Ma Rainey's Black Bottom: Chadwick Boseman shines in his final screen role
Chadwick Boseman delivers a heart-rending final performance in stage-to-screen adaptation Ma Rainey's Black Bottom. Damon Smith reviews...
MA RAINEY'S BLACK BOTTOM (15, 94 mins) Drama/Musical/Romance. Viola Davis, Chadwick Boseman, Colman Domingo, Michael Potts, Glynn Turman, Jonny Coyne, Jeremy Shamos, Dusan Brown, Taylor Paige. Director: George C Wolfe.
Released: December 4 (selected cinemas) and streaming on Netflix from December 18
IN A year which has galvanised global support for the Black Lives Matter movement, a film version of Ma Rainey's Black Bottom – the second entry of August Wilson's 10-strong cycle of plays documenting the African American experience – was always destined to be a cultural touchstone.
The death of Chadwick Boseman in August, four years after a colon cancer diagnosis which he kept private from Black Panther fans, intensifies the emotional resonance of George C Wolfe's beautifully crafted picture and solidifies this study of white exploitation in 1927 Chicago as a frontrunner for the 2021 Academy Awards.
An elegant dedication to Boseman "in celebration of his artistry and heart" after the screen fades to black acknowledges a powerhouse final performance.
As a fiery-tempered trumpeter, who is scarred by tragedy as a child and blinded by ambition as a broken man, he doesn't strike a single false note and delivers a centrepiece monologue with tightly coiled despair and fury.
In the showy title role, Viola Davis bristles with righteous indignation as her bisexual singer fights openly for every privilege that her God-given talent affords her.
After one heated exchange with white studio producers, she sagely observes: "They don't care nothin' about me.
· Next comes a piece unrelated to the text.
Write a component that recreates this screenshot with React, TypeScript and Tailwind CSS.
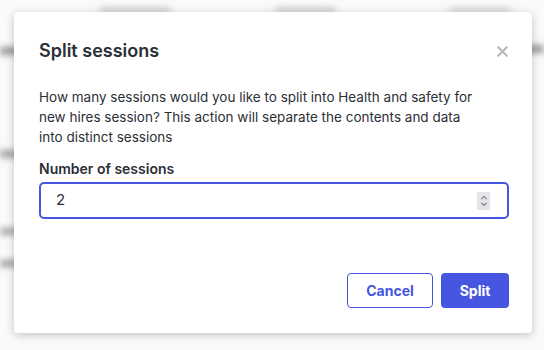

All they want is my voice."
Four musicians – trombonist Cutler (Colman Domingo), trumpeter Levee (Boseman), bassist Slow Drag (Michael Potts) and pianist Toledo (Glynn Turman) – arrive at a recording studio in the heart of Chicago to prepare for a session with formidable singer Ma Rainey (Davis).
Before Ma arrives, Levee tells other members of the band that he intends to branch out on his own.
Cutler reminds the ambitious upstart of his responsibilities – "You play whatever Ma say" – but Levee refuses to surrender a tight grasp on his dream, boldly proclaiming, "I ain't like you Cutler. I got talent".
When Ma finally blows in from the street with her stuttering nephew (Dusan Brown) and companion Dussie Mae (Taylor Paige) in tow, her volcanic temper prickles studio producers Sturdyvant (Jonny Coyne) and Irvin (Jeremy Shamos).
The heat inside the studio rises and Levee's arrogance puts him on a collision path with Ma and the rest of the band.
Ma Rainey's Black Bottom doesn't stray far from strong theatrical roots.
Ruben Santiago-Hudson's adaptation relishes the interplay between characters, allowing the natural rhythm of dialogue to dictate pace.
Director Wolfe avoids flashy improvisations behind the camera.
He has the benefit of the sheet music of myriad stage productions including a 2003 Broadway production pairing Whoopi Goldberg and Charles S Dutton and an Olivier Award-winning 2016 revival at the National Theatre in London, which ran 40 minutes longer and allowed underlying tensions to simmer before turning up the heat to a furious boil.